Work to complete
Tally the lines containing the word "this" and give the total alone.

Pages as source code
========================================

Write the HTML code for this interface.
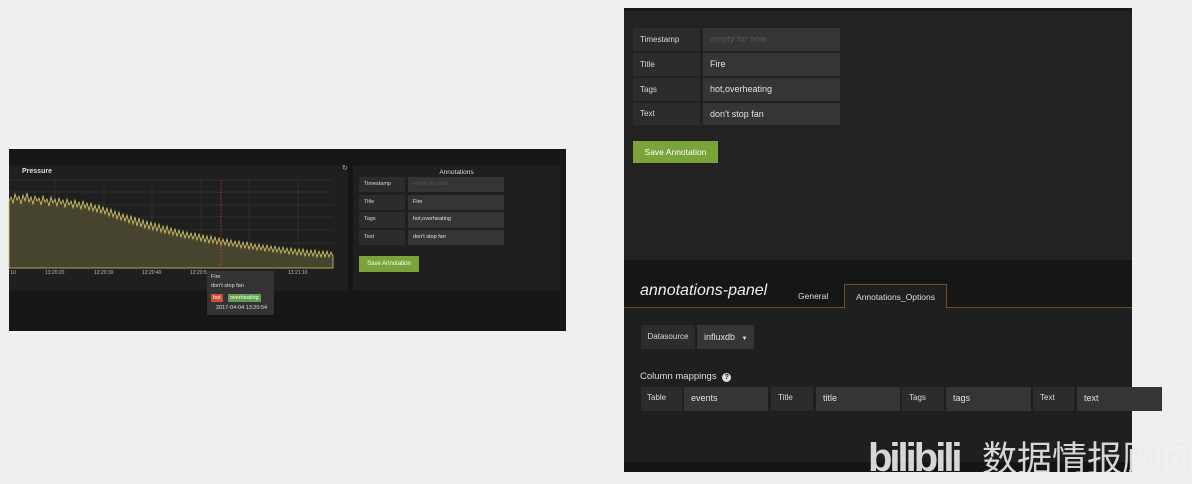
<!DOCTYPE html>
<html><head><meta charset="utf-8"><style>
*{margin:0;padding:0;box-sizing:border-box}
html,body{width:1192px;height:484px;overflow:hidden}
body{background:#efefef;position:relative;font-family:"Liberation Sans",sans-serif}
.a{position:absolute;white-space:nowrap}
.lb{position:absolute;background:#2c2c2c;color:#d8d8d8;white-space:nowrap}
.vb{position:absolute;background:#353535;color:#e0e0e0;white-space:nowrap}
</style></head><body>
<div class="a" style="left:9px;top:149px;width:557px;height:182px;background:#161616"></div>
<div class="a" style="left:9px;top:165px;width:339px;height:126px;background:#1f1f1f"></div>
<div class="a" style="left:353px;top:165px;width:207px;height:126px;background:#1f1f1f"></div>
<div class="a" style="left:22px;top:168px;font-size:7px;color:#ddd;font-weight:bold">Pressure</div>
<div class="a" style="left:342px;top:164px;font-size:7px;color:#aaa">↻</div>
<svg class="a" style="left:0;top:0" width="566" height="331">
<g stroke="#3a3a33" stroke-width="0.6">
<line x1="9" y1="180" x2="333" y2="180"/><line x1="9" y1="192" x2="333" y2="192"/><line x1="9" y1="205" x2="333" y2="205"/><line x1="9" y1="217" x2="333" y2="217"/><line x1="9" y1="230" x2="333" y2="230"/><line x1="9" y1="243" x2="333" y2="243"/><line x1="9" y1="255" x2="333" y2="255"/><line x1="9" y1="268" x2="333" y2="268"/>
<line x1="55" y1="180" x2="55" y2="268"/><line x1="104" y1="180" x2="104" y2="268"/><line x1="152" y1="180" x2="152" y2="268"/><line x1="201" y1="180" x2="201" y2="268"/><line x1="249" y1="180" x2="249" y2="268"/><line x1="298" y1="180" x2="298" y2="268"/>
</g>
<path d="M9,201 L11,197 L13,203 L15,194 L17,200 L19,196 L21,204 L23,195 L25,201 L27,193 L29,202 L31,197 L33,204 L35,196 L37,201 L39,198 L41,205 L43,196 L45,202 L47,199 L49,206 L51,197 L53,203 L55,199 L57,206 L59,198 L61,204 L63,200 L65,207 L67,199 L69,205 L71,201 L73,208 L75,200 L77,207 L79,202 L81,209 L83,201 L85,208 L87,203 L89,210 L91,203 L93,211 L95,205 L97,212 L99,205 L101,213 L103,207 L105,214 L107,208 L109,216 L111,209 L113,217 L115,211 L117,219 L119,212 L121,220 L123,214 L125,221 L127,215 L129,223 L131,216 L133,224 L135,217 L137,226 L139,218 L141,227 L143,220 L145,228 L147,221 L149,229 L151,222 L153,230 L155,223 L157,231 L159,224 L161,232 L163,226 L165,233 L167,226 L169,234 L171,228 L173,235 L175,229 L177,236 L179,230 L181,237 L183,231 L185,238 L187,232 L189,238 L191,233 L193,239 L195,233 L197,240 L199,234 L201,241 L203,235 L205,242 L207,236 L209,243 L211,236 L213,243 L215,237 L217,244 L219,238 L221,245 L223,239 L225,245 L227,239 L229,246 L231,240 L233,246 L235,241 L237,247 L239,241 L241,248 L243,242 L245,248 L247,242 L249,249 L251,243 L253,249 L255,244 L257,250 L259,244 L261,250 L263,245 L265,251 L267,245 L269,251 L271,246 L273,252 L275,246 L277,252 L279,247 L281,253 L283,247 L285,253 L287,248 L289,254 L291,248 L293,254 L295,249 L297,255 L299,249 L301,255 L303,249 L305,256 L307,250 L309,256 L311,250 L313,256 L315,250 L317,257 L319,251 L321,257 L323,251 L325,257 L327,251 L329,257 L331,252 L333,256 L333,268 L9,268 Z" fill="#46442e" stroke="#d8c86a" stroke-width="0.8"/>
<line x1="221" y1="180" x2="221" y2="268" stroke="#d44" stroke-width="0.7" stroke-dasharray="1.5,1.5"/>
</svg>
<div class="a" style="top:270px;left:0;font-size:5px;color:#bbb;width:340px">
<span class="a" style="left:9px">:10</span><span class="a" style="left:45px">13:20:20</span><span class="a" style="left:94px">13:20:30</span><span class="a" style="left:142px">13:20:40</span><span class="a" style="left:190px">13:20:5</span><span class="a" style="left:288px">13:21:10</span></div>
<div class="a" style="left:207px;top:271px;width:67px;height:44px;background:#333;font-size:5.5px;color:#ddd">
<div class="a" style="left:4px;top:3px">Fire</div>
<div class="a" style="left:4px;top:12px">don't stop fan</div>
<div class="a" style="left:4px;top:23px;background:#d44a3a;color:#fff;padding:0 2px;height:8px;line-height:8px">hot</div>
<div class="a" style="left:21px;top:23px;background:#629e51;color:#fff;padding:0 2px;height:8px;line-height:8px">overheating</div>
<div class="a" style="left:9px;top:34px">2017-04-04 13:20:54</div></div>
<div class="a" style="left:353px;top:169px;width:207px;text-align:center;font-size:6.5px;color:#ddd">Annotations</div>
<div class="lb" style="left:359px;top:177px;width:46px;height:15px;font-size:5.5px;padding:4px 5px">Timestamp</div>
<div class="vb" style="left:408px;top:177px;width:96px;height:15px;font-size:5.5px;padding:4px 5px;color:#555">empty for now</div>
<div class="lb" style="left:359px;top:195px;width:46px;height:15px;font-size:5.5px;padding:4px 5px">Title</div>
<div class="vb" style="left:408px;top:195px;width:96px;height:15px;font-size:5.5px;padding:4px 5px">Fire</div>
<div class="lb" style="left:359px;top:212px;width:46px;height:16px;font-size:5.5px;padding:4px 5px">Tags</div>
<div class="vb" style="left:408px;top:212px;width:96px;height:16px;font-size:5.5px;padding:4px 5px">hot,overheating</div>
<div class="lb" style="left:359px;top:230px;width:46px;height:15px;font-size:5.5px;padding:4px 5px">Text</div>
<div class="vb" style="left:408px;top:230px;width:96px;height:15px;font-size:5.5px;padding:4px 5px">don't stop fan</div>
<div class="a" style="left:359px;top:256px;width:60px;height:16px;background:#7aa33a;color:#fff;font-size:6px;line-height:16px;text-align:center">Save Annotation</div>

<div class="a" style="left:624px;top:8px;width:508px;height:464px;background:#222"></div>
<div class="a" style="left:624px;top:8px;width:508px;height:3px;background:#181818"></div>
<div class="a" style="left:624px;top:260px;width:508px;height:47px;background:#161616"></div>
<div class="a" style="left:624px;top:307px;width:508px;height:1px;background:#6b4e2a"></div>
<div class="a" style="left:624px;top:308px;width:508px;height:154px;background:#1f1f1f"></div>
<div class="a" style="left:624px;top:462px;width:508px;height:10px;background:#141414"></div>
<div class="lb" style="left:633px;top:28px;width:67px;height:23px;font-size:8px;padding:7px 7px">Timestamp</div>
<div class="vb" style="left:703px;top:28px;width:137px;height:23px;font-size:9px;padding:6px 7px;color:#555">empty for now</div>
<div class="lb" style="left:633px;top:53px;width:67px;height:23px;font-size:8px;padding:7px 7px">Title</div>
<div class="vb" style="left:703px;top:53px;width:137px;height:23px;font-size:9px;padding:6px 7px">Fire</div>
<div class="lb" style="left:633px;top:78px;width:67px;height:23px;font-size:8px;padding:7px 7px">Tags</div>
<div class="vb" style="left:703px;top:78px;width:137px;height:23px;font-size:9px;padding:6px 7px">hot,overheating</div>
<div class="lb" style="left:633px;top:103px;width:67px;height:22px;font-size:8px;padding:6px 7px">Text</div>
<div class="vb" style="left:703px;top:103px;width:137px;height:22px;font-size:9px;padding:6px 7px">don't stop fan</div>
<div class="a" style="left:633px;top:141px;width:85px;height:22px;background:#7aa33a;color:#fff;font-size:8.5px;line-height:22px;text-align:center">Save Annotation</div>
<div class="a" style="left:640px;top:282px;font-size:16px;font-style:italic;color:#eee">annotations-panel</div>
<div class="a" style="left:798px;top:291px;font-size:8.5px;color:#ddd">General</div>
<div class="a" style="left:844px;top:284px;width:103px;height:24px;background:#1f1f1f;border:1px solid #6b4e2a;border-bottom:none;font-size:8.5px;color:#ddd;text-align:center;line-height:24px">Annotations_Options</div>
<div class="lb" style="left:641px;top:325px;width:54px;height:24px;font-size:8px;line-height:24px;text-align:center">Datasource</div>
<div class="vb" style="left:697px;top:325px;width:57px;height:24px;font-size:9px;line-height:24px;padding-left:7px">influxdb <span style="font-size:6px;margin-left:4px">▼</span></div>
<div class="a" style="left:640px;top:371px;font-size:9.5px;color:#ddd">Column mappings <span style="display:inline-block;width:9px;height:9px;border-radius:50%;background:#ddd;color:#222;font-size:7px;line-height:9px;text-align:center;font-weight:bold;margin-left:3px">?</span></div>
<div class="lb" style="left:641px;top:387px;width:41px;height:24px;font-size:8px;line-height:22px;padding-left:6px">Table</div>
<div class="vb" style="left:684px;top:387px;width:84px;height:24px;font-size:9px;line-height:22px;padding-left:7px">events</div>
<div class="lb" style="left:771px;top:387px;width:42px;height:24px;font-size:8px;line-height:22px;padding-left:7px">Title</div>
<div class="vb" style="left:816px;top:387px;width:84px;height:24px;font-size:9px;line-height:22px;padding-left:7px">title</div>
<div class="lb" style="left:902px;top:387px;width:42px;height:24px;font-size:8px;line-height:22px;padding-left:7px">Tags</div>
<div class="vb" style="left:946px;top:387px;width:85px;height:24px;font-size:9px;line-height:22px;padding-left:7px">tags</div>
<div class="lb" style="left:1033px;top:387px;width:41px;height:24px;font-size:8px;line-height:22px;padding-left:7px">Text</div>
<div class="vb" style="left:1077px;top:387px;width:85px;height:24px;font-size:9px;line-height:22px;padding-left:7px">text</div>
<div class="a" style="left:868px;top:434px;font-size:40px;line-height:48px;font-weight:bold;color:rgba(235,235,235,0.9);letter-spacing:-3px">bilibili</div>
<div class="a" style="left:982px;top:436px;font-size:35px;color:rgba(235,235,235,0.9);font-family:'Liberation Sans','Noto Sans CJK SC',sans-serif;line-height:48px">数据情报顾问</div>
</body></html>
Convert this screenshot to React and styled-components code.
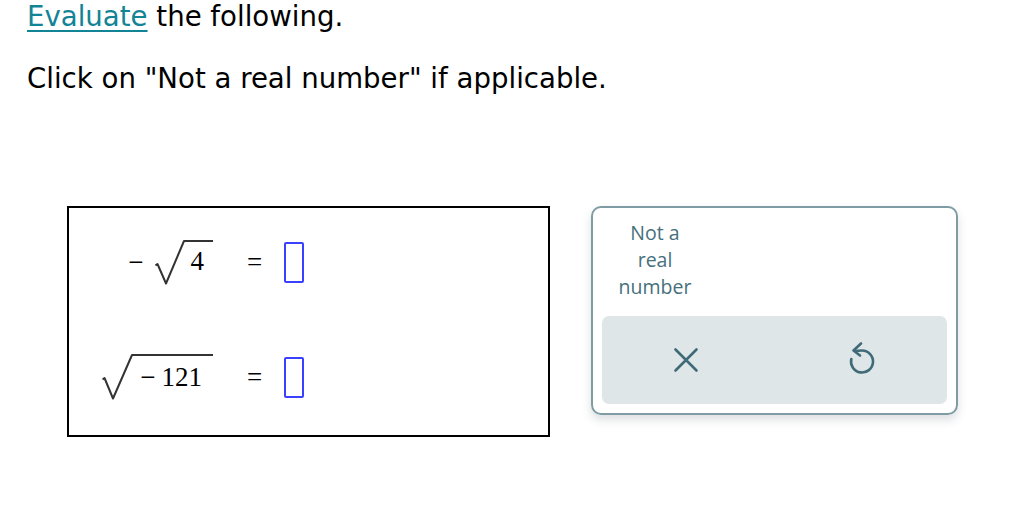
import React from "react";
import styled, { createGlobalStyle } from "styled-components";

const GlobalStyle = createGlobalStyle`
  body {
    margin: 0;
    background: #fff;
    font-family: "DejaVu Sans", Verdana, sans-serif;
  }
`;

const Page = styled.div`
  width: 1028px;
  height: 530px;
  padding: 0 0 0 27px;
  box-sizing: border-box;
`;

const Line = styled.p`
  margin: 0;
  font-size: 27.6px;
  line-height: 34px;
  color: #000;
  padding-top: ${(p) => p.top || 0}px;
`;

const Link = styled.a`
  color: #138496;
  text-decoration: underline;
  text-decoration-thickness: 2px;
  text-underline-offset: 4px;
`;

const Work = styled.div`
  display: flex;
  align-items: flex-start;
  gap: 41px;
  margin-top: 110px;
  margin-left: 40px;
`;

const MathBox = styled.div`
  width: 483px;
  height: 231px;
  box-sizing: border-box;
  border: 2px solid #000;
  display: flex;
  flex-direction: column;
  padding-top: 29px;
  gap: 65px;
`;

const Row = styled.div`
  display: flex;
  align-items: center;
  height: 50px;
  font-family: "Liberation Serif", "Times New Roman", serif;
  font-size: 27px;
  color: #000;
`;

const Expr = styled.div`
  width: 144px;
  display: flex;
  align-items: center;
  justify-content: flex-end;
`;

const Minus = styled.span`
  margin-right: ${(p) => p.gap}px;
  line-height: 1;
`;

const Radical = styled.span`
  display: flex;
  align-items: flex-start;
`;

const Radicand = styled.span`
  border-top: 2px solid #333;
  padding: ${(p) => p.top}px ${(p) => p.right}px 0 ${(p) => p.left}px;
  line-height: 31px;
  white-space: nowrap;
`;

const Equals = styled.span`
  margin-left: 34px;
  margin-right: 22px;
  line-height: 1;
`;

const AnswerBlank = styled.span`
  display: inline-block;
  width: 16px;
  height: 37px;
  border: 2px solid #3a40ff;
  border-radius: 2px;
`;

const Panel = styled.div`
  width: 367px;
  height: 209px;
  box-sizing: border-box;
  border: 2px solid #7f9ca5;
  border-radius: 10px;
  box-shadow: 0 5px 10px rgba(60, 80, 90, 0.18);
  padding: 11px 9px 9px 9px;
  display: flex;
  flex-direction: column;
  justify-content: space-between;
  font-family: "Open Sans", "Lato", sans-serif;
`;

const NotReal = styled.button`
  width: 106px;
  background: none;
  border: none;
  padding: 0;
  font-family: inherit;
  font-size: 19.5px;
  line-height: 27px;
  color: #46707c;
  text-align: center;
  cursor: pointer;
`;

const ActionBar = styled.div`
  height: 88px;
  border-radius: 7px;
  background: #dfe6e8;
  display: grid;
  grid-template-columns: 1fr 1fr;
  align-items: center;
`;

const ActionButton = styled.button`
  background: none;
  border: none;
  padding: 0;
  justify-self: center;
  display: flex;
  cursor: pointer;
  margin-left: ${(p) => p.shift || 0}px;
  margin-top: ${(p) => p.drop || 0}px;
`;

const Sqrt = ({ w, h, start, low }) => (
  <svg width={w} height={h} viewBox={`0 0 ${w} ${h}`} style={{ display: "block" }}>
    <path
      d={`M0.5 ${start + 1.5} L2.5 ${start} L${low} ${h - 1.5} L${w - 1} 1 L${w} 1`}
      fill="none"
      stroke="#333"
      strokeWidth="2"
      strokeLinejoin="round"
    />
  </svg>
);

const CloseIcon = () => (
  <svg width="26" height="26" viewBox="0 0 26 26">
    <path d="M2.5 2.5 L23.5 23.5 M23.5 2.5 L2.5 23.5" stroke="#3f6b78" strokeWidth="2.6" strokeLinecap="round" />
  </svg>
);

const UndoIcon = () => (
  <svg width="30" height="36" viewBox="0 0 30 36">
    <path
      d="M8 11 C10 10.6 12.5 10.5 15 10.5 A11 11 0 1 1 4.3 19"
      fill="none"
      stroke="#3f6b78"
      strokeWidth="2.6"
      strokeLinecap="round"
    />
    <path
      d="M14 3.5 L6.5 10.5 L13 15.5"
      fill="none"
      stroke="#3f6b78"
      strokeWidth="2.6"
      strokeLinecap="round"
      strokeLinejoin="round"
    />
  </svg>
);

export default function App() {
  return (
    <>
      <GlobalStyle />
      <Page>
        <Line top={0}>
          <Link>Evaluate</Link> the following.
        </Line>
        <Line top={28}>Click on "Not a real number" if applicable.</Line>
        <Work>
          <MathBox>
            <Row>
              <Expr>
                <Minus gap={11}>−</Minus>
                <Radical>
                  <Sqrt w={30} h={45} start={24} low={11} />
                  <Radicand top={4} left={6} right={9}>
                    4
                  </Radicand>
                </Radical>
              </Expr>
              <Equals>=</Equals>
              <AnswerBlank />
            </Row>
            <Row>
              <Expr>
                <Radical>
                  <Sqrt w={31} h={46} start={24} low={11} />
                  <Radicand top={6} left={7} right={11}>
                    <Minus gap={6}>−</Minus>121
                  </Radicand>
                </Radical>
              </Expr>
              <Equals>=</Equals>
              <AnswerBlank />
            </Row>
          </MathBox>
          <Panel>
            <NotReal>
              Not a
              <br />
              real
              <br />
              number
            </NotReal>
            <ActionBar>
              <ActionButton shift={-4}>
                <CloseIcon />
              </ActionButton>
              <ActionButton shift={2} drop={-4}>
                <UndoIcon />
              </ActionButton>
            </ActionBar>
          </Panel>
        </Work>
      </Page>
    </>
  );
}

========================================

Answer below
2